Cost of instantiating a Numpyro distribution

Hi all,

I’m trying to write a small lib for state-space models which can work autonomously but is also compatible with Numpyro ecosystem. I’m relying on Numpyro distributions but only instantiating them when I need to access them, keeping parameters separate. As a result there will be many calls of the following form in my code:

x = dists.Normal(**params['dist']).sample(key)


logprob = dists.Normal(**params['dist']).logprob(y)

i.e. I use Numpyro distributions for their functionality only and I don’t expect them to be passed around in the code (I only pass around their parameters). However I see that everything’s been written so that Numpyro distribs are Pytree-serializable, and that many things are done to check the args and precompute things everytime a Numpyro distribution is instantiated. Should I then worry that my usage will induce a large computational overhead ?

Thanks in advance!

PS: the reason I’m doing this is that I’m primarily working with Markov kernels M(x,y) which are such that M(x,.) is a probability distribution defined via the combination of a mapping applied to x and a base noise distribution. I guess I could write the Markov kernel class as Pytree-serializable too with both the mapping parameters and the base noise distribution stored internally. However that would force me to write all my lib as Pytree serializable objects, because Markov kernels will be attributes for many objects in my code. This doesn’t seem to fit with Jax way of thinking so I didn’t go for that yet, but maybe Numpyro should be used more like Pytorch in that respect?

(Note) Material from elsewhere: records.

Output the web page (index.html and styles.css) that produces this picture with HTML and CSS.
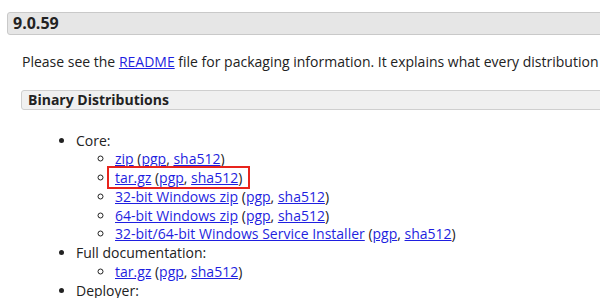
FILE: index.html
```html
<!DOCTYPE html>
<html>
<head>
<meta charset="utf-8">
<link rel="stylesheet" href="styles.css">
</head>
<body>
<div class="page">
  <h3 class="section-head">9.0.59</h3>
  <div class="section-body">
    <p class="intro">Please see the <a href="#">README</a> file for packaging information. It explains what every distribution</p>
    <h4 class="sub-head">Binary Distributions</h4>
    <ul class="dist">
      <li>Core:
        <ul class="files">
          <li><a href="#">zip</a> (<a href="#">pgp</a>, <a href="#">sha512</a>)</li>
          <li><span class="mark"><a href="#">tar.gz</a> (<a href="#">pgp</a>, <a href="#">sha512</a>)</span></li>
          <li><a href="#">32-bit Windows zip</a> (<a href="#">pgp</a>, <a href="#">sha512</a>)</li>
          <li><a href="#">64-bit Windows zip</a> (<a href="#">pgp</a>, <a href="#">sha512</a>)</li>
          <li><a href="#">32-bit/64-bit Windows Service Installer</a> (<a href="#">pgp</a>, <a href="#">sha512</a>)</li>
        </ul>
      </li>
      <li>Full documentation:
        <ul class="files">
          <li><a href="#">tar.gz</a> (<a href="#">pgp</a>, <a href="#">sha512</a>)</li>
        </ul>
      </li>
      <li>Deployer:</li>
    </ul>
  </div>
</div>
</body>
</html>
```
FILE: styles.css
```css
html, body {
  margin: 0;
  padding: 0;
  overflow: hidden;
  background: #fff;
}
body {
  font-family: "Open Sans", "Noto Sans", sans-serif;
  font-size: 14px;
  color: #222;
  line-height: 18.75px;
}
.page {
  width: 1000px;
  padding: 12px 0 0 7px;
}
.section-head {
  margin: 0;
  font-size: 16px;
  font-weight: 700;
  line-height: 21px;
  padding: 0 5px;
  background: #e6e6e6;
  border: 1px solid #c9c9c9;
  border-radius: 3px;
}
.section-body {
  padding-left: 14px;
}
.intro {
  margin: 17.6px 0 0 1px;
}
.sub-head {
  margin: 18.6px 0 0 0;
  font-size: 14px;
  font-weight: 700;
  line-height: 18px;
  padding: 0 6px;
  background: #f0f0f0;
  border: 1px solid #cfcfcf;
  border-radius: 3px;
}
.dist {
  margin: 21.6px 0 0 0;
  padding-left: 55px;
  list-style: disc;
}
.files {
  margin: 0;
  padding-left: 39px;
  list-style: circle;
}
a {
  color: #1f1fe0;
  text-decoration: underline;
}
.mark {
  border: 2px solid #e8241c;
  padding: 0 6px 0 6px;
  margin-left: -8px;
}
```
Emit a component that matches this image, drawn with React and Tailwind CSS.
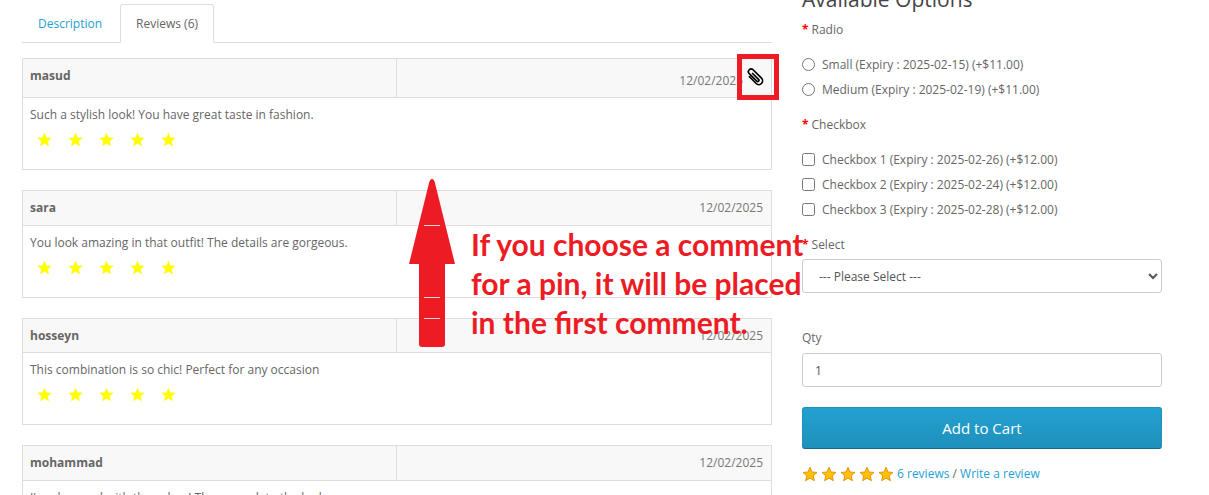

Hi @mathis_c I feel that you don’t need to worry about the pytree flattenning logic. The overhead, if any, will be removed after your program is compiled.

Hi @fehiepsi, thanks for the answer!

Great that Pytree flattening doesn’t impact performance. The thing is that I’m trying not to write my own library as Pytree-serializable mostly for code simplicity (because that would force me to do it for all the objects). That might be a wrong idea and I currently have the possibility to change directions in that respect if this is seriously flawed. My main doubts are mostly related to initialization of the distributions.

Suppose I’m using MultivariateNormal distributions in very large dimensions and initializing them with their precision matrices, I see the following thing in Numpyro code:

elif precision_matrix is not None:
    loc, self.precision_matrix = promote_shapes(loc, precision_matrix)
    self.scale_tril = cholesky_of_inverse(self.precision_matrix)

This suggests that instantiating a MultivariateNormal with its parameters can become costly in large dimensions and that I should do it as little as possible in parts of the code where the parameters do not change (which would motivate a change in my lib). Currently I would have something like:

from numpyro imports distributions as dists
dist = dists.MultivariateNormal # just the class, not an instantiated object

dist_params = {'loc':loc, 'precision_matrix':precision} # suppose very high dimensional params
key, subkey = jax.random.split(key, 2)

some_samples = jax.vmap(lambda key: dist(**dist_params).sample)(jax.random.split(subkey, num_samples)) # some sampling code where the distribution is created to be sampled from

logprob = dist(**dist_params).logprob(some_other_sample) # some other code where the distribution is instantiate to evaluate a logprob of some sample

Note that I call dist(**dist_params) multiple times with the same params, therefore a priori going through the cholesky_of_inverse function multiple times. Is that kind of thing also factored out after the program is compiled ?
Thanks again.

It will recompute stuff in the constructor. It is better to create one instance, then call sample, log_prob on it.